I've experience of working on project where full-text search speed was boosted by replacement of ElasticSearch with Lucene + Hazelcast.
What may be the reasons of ElasticSearch overhead over Lucene + Hazelcast? Which ElasticSearch configs may cause for significant slowdown with the same resources?
Provided arguments for Lucene + Hazelcast
- ElasticSearch has big overhead over Lucene
- Lucene is more flexible in indexing than ElasticSearch
My considerations
- Which overheads? As I know you can hack ElasticSearch to communicate with him through internal TCP API instead of REST. Any other overheads?
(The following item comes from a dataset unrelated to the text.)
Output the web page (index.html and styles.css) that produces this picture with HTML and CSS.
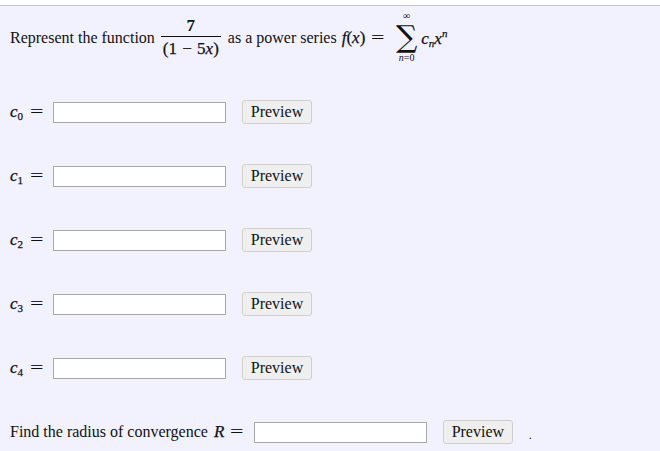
FILE: index.html
```html
<!DOCTYPE html>
<html>
<head>
<meta charset="utf-8">
<link rel="stylesheet" href="styles.css">
</head>
<body>
<div class="top-strip"></div>
<main class="problem">
  <div class="row intro">
    <span class="txt">Represent the function</span>
    <span class="frac mj">
      <span class="num">7</span>
      <span class="den">(1 <span class="op">&minus;</span> 5<i>x</i>)</span>
    </span>
    <span class="txt">as a power series</span>
    <span class="mj fx"><i>f</i>(<i>x</i>)<span class="eq">=</span></span>
    <span class="sum mj">
      <span class="lim">&infin;</span>
      <span class="sigma">&sum;</span>
      <span class="lim low"><i>n</i>=0</span>
    </span>
    <span class="mj term"><i>c</i><sub><i>n</i></sub><i>x</i><sup><i>n</i></sup></span>
  </div>

  <div class="row coef">
    <span class="label mj"><i>c</i><sub>0</sub><span class="eq">=</span></span>
    <input class="answer" type="text">
    <button class="preview">Preview</button>
  </div>
  <div class="row coef">
    <span class="label mj"><i>c</i><sub>1</sub><span class="eq">=</span></span>
    <input class="answer" type="text">
    <button class="preview">Preview</button>
  </div>
  <div class="row coef">
    <span class="label mj"><i>c</i><sub>2</sub><span class="eq">=</span></span>
    <input class="answer" type="text">
    <button class="preview">Preview</button>
  </div>
  <div class="row coef">
    <span class="label mj"><i>c</i><sub>3</sub><span class="eq">=</span></span>
    <input class="answer" type="text">
    <button class="preview">Preview</button>
  </div>
  <div class="row coef">
    <span class="label mj"><i>c</i><sub>4</sub><span class="eq">=</span></span>
    <input class="answer" type="text">
    <button class="preview">Preview</button>
  </div>

  <div class="row radius">
    <span class="txt">Find the radius of convergence</span>
    <span class="mj rvar"><i>R</i><span class="eq">=</span></span>
    <input class="answer" type="text">
    <button class="preview">Preview</button>
    <span class="dot">.</span>
  </div>
</main>
</body>
</html>
```

FILE: styles.css
```css
html, body {
  margin: 0;
  padding: 0;
  background: #ffffff;
}

body {
  font-family: "Liberation Serif", "Times New Roman", serif;
  font-size: 16px;
  color: #111;
  width: 660px;
  height: 451px;
  overflow: hidden;
}

.top-strip {
  height: 5px;
  background: #ffffff;
}

.problem {
  border-top: 1px solid #c3c3cc;
  background: #f2f2fe;
  height: 445px;
  padding-left: 10px;
}

.row {
  display: flex;
  align-items: center;
  height: 64px;
}

.intro {
  margin-bottom: 10px;
}

.mj {
  font-family: "Liberation Serif", "Times New Roman", serif;
  font-size: 17px;
  color: #111;
  white-space: nowrap;
  -webkit-text-stroke: 0.25px #111;
}

.mj i {
  font-style: italic;
}

.eq {
  display: inline-block;
  font-style: normal;
  margin: 0 6px 0 8px;
  transform: scaleX(1.35);
}

.op {
  margin: 0 1px;
}

.frac {
  display: inline-flex;
  flex-direction: column;
  align-items: center;
  margin: 0 7px 0 6px;
  position: relative;
  top: -1px;
}

.frac .num {
  line-height: 18px;
  font-weight: bold;
  padding-bottom: 1px;
  -webkit-text-stroke: 0;
}

.frac .den {
  border-top: 1px solid #111;
  padding: 2px 2px 0;
  line-height: 19px;
}

.fx {
  margin-left: 5px;
}

.sum {
  display: inline-flex;
  flex-direction: column;
  align-items: center;
  margin: 0 4px 0 7px;
  -webkit-text-stroke: 0;
  position: relative;
  top: -1px;
}

.sum .lim {
  font-size: 10px;
  line-height: 10px;
}

.sum .sigma {
  font-family: "DejaVu Serif", serif;
  font-size: 30px;
  line-height: 22px;
  margin: 5px 0 5px;
  -webkit-text-stroke: 0;
}

.sum .low i {
  font-style: italic;
}

.term sub,
.term sup {
  font-size: 11px;
}

.term sub {
  vertical-align: -3px;
}

.term sup {
  vertical-align: 7px;
}

.label {
  width: 43px;
  flex: none;
}

.label sub {
  font-size: 11px;
  vertical-align: -3px;
}

.label .eq {
  margin-left: 9px;
}

.answer {
  width: 173px;
  height: 21px;
  box-sizing: border-box;
  border: 1px solid #a8a8a8;
  background: #fff;
  margin: 0 16px 0 0;
  padding: 0;
}

.preview {
  width: 70px;
  height: 24px;
  box-sizing: border-box;
  background: #efefef;
  border: 1px solid #cfcfcf;
  border-radius: 3px;
  font-family: "Liberation Serif", "Times New Roman", serif;
  font-size: 16px;
  color: #111;
  padding: 0;
}

.rvar {
  margin-left: 6px;
  margin-right: 6px;
}

.dot {
  margin-left: 16px;
  font-size: 12px;
  position: relative;
  top: 3px;
}
```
Are they only about replication (you can turn off initial load replication)? OR about index auto-merging? Maybe due to ElasticSearch tried to merge indexes automatically and made them so big they doesn't feet FS cache?
- Why Lucene API is more flexible? AFAIK, ElasticSearch has all the same indexes plus additional features like parent-child or nested objects. Since it's not a case for this project. (See indexing/querying schema)
Lucene + Hazelcast indexing/querying schema:
- You have 100-10.000 of huge string files compressed as AVRO in HDFS (in summary gigabytes or even terabytes of data). You should index them that way that you can find all files containing specific string.
- Submit index task with Hazelcast to each cluster node
- Each index task use
IndexWriter
to write separate index for each node working only with a local file system. Means each AVRO file will form one index per node. Each file row is a separateStringField
- After indexing is finished on all nodes - indexes are never changed. Means no write payloads anymore. The amount of indexes equals to the amount of files. Files a pretty big and their amount is not so hight - so no merging of indexes.
- Search with simple Term query specifying paths to all indexes where the data may be present.